Una star del giornalismo economico come il nostro concittadino Federico Rampini si chiede da Hangzhou, dove sta seguendo il G-20 cinese, se la globalizzazione non sia entrata

in una crisi “sistemica”; come darebbero da pensare le crescenti sofferenze nel Far East dei settori marittimo e siderurgico.
In effetti già da un po’ di tempo si sta parlando di una possibile “stagnazione secolare”, verso la quale sarebbe incamminata l’economia-mondo; o – ancora – la fine della fase di finanziarizzazione dell’economia. Ossia quello spostamento dell’accumulazione nella sfera virtuale (con dirottamento delle manifatture a Oriente, segnatamente la Cina trasformata nella grande officina del XXI secolo) avviato con la liberazione dei movimenti di capitale del 1993, con la prima presidenza di Bill Clinton. Fase entrata presumibilmente nella sua stagione terminale già con la crisi di Wall Street del settembre 2008. E che i più attenti economisti hanno interpretato come l’inevitabile ritorno all’economia reale.
Tutto questo mentre i reggitori europei e italiani della cosa pubblica restavano prigionieri di un’ottica focalizzata esclusivamente sul sistema bancario, inteso come la priorità assoluta per puntellare l’economia. A prescindere dallo sviluppo materiale.
Quel perdurare della presa egemonica da parte degli “gnomi del denaro” sulle istituzioni, che ignora la mutazione della finanza da servizio all’impresa industriale in centro di potere; prevalentemente politico. La chiave – tra l’altro – con cui si potrebbe “leggere” la situazione problematica della nostra Carige, per decenni più tavolo di negoziazione tra potentati locali che non leva di crescita dell’economia d’area, e comprendere le difficoltà incontrate dagli attuali risanatori.

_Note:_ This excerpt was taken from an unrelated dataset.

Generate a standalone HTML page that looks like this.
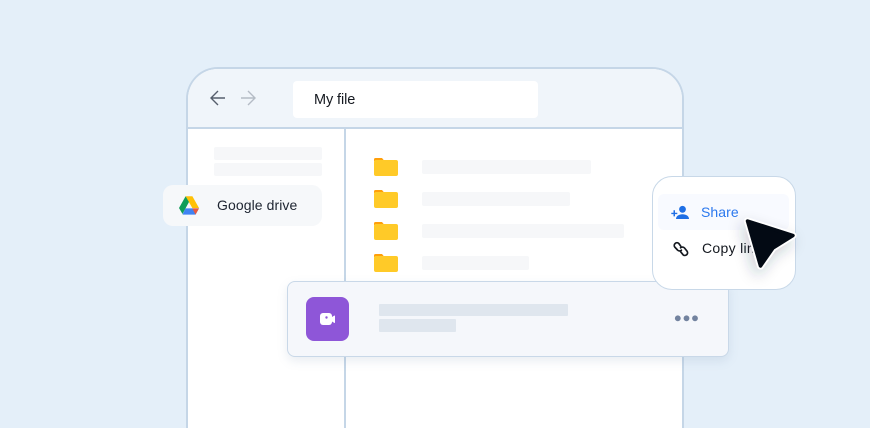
<!DOCTYPE html>
<html><head><meta charset="utf-8">
<style>
html,body{margin:0;padding:0;width:870px;height:428px;overflow:hidden}
body{position:relative;background:#e4eff9;font-family:"Liberation Sans",sans-serif;color:#14181f}
div,svg{position:absolute;box-sizing:border-box}
#r{left:0;top:0;width:870px;height:428px;overflow:hidden}
.w{left:186px;top:67px;width:498px;height:361px;background:#fff;border:2px solid #c5d6e7;border-bottom:0;border-radius:32px 32px 0 0;overflow:hidden}
.b{background:#f6f7f9;border-radius:2px}
.t{white-space:nowrap;font-size:14px;line-height:18px;letter-spacing:.08px}
</style></head><body>
<div id="r">
<div class="w">
<div style="left:0;top:0;width:494px;height:59px;background:#f0f5fa"></div>
<div style="left:0;top:58px;width:494px;height:2px;background:#c5d6e7"></div>
<div style="left:156px;top:60px;width:2px;height:301px;background:#c5d6e7"></div>
</div>
<svg style="left:208px;top:88px" width="50" height="20" viewBox="0 0 50 20" fill="none" stroke-width="1.4"><path d="M17 10H3M10 3 3 10l7 7" stroke="#555e6c"/><path d="M33 10h14M40 3l7 7-7 7" stroke="#b4bcc5"/></svg>
<div style="left:293px;top:81px;width:245px;height:37px;background:#fff;border-radius:4px"></div>
<div class="t" style="left:314px;top:91px;font-size:14.500px;letter-spacing:-.1px">My file</div>
<div class="b" style="left:214px;top:147px;width:108px;height:13px"></div>
<div class="b" style="left:214px;top:163px;width:108px;height:13px"></div>
<div style="left:163px;top:185px;width:159px;height:41px;background:#f6f8fa;border-radius:10px"></div>
<svg style="left:179px;top:196px" width="20" height="19" viewBox="0 0 20 19">
<path d="M6.600 .3h6.800L20 12h-6.700z" fill="#ffc107"/>
<path d="M6.600 .3 10 6 3.500 18 0 12z" fill="#0f9d58"/>
<path d="M6.500 12.400H20l-3.500 6.200h-13z" fill="#3f83f3"/>
<path d="M13.300 12.400H20l-3.500 6.200z" fill="#ea5a3f"/>
<path d="M10 6.500 12.900 11.800H7.100z" fill="#f6f8fa"/>
</svg>
<div class="t" style="left:217px;top:196px;color:#1d2430">Google drive</div>
<svg style="left:374px;top:157px" width="25" height="115" viewBox="0 0 25 115">
<g><path d="M0 4V2.500A1.500 1.500 0 0 1 1.500 1H8l2.500 3z" fill="#ff9f0a"/><rect y="3" width="24" height="16" rx="2" fill="#ffca28"/></g>
<g transform="translate(0 32)"><path d="M0 4V2.500A1.500 1.500 0 0 1 1.500 1H8l2.500 3z" fill="#ff9f0a"/><rect y="3" width="24" height="16" rx="2" fill="#ffca28"/></g>
<g transform="translate(0 64)"><path d="M0 4V2.500A1.500 1.500 0 0 1 1.500 1H8l2.500 3z" fill="#ff9f0a"/><rect y="3" width="24" height="16" rx="2" fill="#ffca28"/></g>
<g transform="translate(0 96)"><path d="M0 4V2.500A1.500 1.500 0 0 1 1.500 1H8l2.500 3z" fill="#ff9f0a"/><rect y="3" width="24" height="16" rx="2" fill="#ffca28"/></g>
</svg>
<div class="b" style="left:422px;top:160px;width:169px;height:14px"></div>
<div class="b" style="left:422px;top:192px;width:148px;height:14px"></div>
<div class="b" style="left:422px;top:224px;width:202px;height:14px"></div>
<div class="b" style="left:422px;top:256px;width:107px;height:14px"></div>
<div style="left:287px;top:281px;width:442px;height:76px;background:#f5f7fb;border:1px solid #c9d8e8;border-radius:8px;box-shadow:0 4px 10px rgba(120,145,175,.16)"></div>
<div style="left:306px;top:297px;width:43px;height:44px;background:#8e56d8;border-radius:8px"></div>
<svg style="left:319px;top:312px" width="17" height="14" viewBox="0 0 17 14"><rect x="1" y="1" width="12" height="12" rx="3" fill="#fff"/><path d="M13 5.500 15.500 4v6.500L13 9z" fill="#fff" stroke="#fff" stroke-linejoin="round"/><circle cx="7.500" cy="5.500" r="1.200" fill="#8e56d8"/></svg>
<div style="left:379px;top:304px;width:189px;height:12px;background:#dfe6ee;border-radius:1px"></div>
<div style="left:379px;top:319px;width:77px;height:13px;background:#dfe6ee;border-radius:1px"></div>
<svg style="left:672px;top:312px" width="28" height="12"><g fill="#73839f"><circle cx="5.800" cy="6.300" r="2.900"/><circle cx="14.500" cy="6.300" r="2.900"/><circle cx="23" cy="6.300" r="2.900"/></g></svg>
<div style="left:652px;top:176px;width:144px;height:114px;background:#fff;border:1px solid #c8d8e8;border-radius:20px"></div>
<div style="left:658px;top:194px;width:131px;height:36px;background:#f8faff;border-radius:6px"></div>
<svg style="left:671px;top:205px" width="20" height="15" viewBox="0 0 20 15"><g fill="#1f6fe5"><circle cx="11.500" cy="4.300" r="3.400"/><path d="M5 14c0-3 3-4.700 6.500-4.700S18 11 18 14z"/><path d="M2.500 5.300h1.500v2.400h2.300v1.400H4v2.300H2.500V9.100H.3V7.700h2.200z"/></g></svg>
<div class="t" style="left:701px;top:203px;color:#2b78ee">Share</div>
<svg style="left:672px;top:240px" width="18" height="18" viewBox="0 0 18 18" fill="none" stroke="#14181f" stroke-width="1.700" stroke-linecap="round"><path d="M8.800 6.200 6.800 3.500a2.700 2.700 0 0 0-4 3.600L5.500 10a2.700 2.700 0 0 0 3.900 .2"/><path d="M8.700 11.800 11 14.700a2.700 2.700 0 0 0 4-3.600L12.500 8a2.700 2.700 0 0 0-3.900-.2"/></svg>
<div class="t" style="left:702px;top:239px;letter-spacing:.3px">Copy link</div>
<svg style="left:730px;top:205px;overflow:visible" width="80" height="80" viewBox="0 0 80 80">
<defs><filter id="s" x="-50%" y="-50%" width="200%" height="200%"><feDropShadow dx="-3" dy="6" stdDeviation="7" flood-color="#24344a" flood-opacity=".22"/></filter></defs>
<path d="M17.500 16 63 30.500 43 43 30.500 61z" fill="#fff" stroke="#fff" stroke-width="7" stroke-linejoin="round" filter="url(#s)"/>
<path d="M17.500 16 63 30.500 43 43 30.500 61z" fill="#030a14" stroke="#030a14" stroke-width="3.500" stroke-linejoin="round"/>
</svg>
</div>
</body></html>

Sicché la congiuntura che sta delineandosi impone di lasciar perdere ricette virtuali, per concentrarsi anche in Liguria sulla valorizzazione di quel che resta dell’economia reale. Magari andando a censire attività di nicchia che potrebbero essere aiutate a crescere. Magari – ancora – ridando dignità, agli occhi delle nuove generazioni, a quegli antichi mestieri di cui si è colpevolmente perso il ricordo. Ad esempio le capacità pregiate del tempo che fu (ad oggi richieste e ben remunerate) nell’ebanisteria al servizio della nautica o nel restauro del nostro impareggiabile patrimonio palaziale, lascito dei secoli d’oro.